--- begin ---

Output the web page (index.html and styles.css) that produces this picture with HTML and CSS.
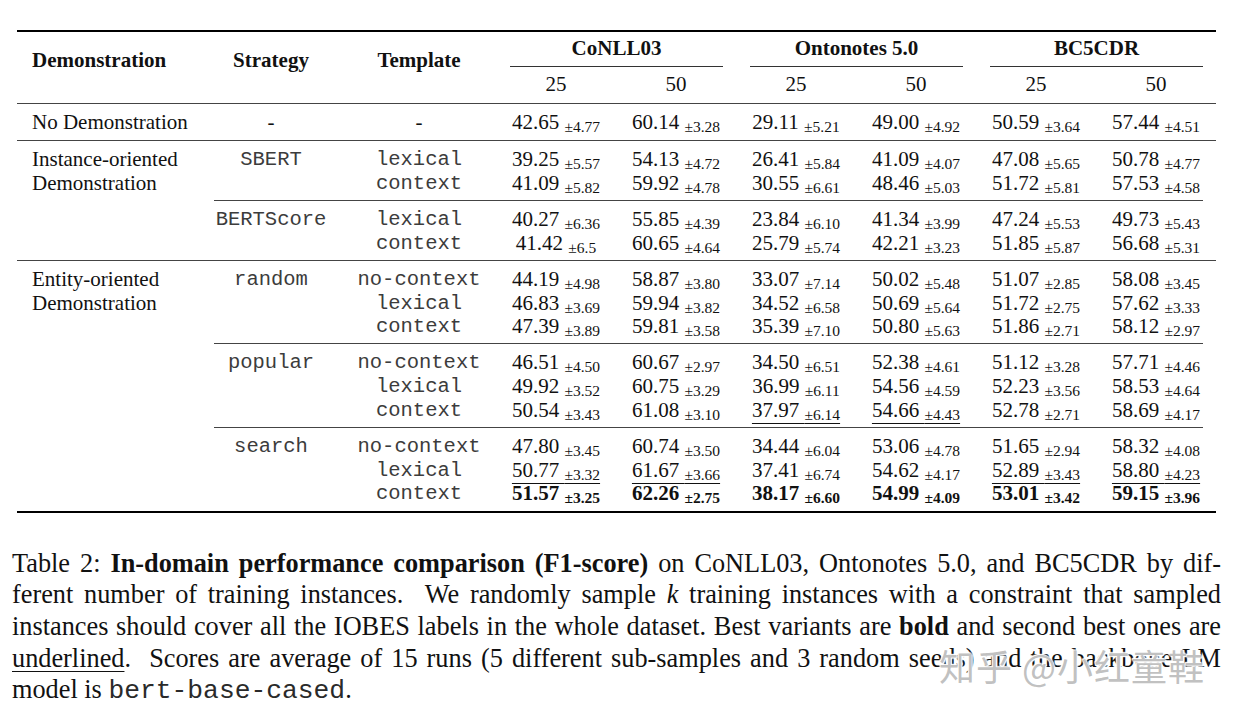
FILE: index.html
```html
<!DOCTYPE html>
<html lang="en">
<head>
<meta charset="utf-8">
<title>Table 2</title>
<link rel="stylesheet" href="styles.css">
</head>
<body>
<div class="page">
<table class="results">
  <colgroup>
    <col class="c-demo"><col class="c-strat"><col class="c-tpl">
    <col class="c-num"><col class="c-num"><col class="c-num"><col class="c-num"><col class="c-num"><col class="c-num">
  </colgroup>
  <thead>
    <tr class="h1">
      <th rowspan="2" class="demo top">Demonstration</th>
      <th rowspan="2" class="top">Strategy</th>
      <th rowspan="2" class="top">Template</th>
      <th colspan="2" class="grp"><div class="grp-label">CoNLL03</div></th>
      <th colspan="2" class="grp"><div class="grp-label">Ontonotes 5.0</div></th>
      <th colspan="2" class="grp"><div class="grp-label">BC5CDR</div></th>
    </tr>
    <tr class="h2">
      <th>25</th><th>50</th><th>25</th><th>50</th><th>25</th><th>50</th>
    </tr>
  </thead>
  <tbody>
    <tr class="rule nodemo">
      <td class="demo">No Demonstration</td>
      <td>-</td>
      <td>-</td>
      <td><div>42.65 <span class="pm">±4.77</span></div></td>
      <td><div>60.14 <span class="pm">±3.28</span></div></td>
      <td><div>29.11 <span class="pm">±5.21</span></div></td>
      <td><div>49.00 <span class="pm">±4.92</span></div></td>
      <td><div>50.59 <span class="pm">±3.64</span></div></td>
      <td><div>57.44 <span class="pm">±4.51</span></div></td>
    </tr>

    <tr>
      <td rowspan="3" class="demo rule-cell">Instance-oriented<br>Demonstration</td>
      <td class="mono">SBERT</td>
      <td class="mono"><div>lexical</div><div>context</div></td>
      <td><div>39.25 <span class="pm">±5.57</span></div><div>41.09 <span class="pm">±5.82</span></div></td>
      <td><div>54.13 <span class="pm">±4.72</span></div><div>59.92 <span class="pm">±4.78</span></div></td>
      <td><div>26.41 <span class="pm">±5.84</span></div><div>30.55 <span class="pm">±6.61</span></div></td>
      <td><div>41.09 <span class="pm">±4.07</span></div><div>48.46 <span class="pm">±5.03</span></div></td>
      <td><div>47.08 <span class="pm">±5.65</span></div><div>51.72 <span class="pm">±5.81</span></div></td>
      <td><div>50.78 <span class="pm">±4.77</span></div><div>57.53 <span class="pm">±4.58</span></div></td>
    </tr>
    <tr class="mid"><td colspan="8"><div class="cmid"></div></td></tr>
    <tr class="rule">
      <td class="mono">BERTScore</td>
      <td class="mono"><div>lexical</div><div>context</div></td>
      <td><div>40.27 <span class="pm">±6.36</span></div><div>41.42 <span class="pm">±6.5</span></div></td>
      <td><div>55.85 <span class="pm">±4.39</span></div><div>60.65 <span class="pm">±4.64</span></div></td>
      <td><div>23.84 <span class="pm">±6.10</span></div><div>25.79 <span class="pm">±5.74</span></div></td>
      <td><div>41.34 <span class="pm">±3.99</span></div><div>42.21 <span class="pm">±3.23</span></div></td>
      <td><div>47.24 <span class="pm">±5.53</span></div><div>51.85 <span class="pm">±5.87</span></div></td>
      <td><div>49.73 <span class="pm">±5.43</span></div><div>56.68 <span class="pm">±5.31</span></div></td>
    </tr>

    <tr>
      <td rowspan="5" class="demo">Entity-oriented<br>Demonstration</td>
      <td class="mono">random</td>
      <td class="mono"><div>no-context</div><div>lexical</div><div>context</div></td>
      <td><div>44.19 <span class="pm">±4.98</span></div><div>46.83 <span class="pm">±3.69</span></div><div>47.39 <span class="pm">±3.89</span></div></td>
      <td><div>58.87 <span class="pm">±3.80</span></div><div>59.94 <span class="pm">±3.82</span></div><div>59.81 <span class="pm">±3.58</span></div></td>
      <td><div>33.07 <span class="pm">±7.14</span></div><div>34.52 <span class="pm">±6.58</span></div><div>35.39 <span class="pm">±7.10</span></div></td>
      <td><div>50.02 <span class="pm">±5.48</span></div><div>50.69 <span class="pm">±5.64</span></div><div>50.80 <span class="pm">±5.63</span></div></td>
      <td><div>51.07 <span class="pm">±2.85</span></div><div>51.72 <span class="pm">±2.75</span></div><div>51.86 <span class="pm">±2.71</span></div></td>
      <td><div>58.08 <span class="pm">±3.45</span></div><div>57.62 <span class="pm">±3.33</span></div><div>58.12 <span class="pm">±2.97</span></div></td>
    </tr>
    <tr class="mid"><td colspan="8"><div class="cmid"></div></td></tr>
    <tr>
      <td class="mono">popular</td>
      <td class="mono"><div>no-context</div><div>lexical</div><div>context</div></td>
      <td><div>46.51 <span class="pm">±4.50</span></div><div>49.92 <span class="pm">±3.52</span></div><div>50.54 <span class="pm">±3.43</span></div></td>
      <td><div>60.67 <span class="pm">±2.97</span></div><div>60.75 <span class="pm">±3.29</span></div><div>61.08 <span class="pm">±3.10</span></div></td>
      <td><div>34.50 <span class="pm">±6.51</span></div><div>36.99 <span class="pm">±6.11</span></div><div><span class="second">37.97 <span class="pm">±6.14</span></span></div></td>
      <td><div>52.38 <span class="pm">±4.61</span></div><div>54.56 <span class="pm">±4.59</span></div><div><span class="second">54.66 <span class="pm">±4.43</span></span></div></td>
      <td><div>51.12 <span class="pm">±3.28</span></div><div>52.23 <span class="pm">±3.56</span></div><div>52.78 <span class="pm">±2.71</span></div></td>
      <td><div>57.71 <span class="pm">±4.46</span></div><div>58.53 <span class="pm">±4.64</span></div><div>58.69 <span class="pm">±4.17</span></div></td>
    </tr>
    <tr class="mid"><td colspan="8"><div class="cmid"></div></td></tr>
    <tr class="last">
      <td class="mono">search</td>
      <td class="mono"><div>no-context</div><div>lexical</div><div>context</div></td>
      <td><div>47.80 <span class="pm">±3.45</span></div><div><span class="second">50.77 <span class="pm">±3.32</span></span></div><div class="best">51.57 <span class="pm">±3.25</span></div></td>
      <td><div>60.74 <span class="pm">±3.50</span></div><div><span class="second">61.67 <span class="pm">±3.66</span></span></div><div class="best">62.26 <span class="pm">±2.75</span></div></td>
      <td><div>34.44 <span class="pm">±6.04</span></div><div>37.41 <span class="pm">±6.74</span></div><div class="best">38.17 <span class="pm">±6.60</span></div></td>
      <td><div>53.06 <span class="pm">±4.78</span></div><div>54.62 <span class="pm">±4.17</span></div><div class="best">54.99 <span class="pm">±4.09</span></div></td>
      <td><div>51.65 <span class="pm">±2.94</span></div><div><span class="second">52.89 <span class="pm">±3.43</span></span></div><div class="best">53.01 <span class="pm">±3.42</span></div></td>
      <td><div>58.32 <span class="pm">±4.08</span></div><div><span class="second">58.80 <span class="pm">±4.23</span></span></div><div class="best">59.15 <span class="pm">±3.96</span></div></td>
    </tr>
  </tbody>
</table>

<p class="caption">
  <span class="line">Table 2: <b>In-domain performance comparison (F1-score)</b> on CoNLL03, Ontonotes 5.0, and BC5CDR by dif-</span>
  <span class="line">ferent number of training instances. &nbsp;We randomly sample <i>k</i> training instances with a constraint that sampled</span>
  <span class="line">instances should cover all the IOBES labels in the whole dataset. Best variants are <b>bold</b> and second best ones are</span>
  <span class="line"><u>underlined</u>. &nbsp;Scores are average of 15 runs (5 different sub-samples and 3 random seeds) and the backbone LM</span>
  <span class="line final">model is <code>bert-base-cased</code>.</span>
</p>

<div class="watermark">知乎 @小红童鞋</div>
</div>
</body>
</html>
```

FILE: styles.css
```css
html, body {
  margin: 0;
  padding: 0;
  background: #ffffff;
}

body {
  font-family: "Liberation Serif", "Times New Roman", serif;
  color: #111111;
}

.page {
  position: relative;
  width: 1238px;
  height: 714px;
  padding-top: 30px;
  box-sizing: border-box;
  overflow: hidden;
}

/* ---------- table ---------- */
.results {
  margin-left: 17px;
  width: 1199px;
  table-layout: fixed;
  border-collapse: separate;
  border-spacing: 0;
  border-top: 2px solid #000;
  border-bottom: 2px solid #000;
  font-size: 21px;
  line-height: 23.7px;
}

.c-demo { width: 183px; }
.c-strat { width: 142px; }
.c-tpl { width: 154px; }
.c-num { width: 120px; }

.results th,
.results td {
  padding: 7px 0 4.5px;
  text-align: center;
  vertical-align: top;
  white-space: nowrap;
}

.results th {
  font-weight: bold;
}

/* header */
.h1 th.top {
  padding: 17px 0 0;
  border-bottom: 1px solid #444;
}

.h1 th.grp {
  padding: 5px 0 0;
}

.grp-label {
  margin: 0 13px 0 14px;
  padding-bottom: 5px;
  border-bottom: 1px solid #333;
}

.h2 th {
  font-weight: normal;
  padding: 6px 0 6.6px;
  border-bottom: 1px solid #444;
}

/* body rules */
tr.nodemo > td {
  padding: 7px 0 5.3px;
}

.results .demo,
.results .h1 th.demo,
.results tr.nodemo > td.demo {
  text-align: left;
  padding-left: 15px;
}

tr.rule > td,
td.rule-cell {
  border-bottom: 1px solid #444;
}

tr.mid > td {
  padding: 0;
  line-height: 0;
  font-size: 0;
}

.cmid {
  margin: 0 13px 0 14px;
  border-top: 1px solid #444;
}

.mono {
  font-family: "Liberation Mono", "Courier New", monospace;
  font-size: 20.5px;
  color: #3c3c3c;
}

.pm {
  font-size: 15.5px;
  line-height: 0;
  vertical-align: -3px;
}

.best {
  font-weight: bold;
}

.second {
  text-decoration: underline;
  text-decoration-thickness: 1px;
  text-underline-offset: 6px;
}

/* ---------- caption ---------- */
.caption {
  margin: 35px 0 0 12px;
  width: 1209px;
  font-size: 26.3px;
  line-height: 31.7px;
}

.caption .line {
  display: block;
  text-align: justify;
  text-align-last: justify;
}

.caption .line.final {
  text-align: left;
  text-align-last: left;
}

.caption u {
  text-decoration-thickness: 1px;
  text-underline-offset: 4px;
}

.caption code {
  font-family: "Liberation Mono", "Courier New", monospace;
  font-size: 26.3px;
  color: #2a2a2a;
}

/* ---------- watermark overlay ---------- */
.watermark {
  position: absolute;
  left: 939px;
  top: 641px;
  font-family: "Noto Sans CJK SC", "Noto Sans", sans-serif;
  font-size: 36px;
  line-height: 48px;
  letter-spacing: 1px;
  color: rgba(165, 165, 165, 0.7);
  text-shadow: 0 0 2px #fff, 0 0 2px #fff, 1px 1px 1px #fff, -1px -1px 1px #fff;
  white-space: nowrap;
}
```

--- end ---

--- To be done ---
Return each line with "that".

--- The completed task ---
Output the web page (index.html and styles.css) that produces this picture with HTML and CSS.
  <span class="line">ferent number of training instances. &nbsp;We randomly sample <i>k</i> training instances with a constraint that sampled</span>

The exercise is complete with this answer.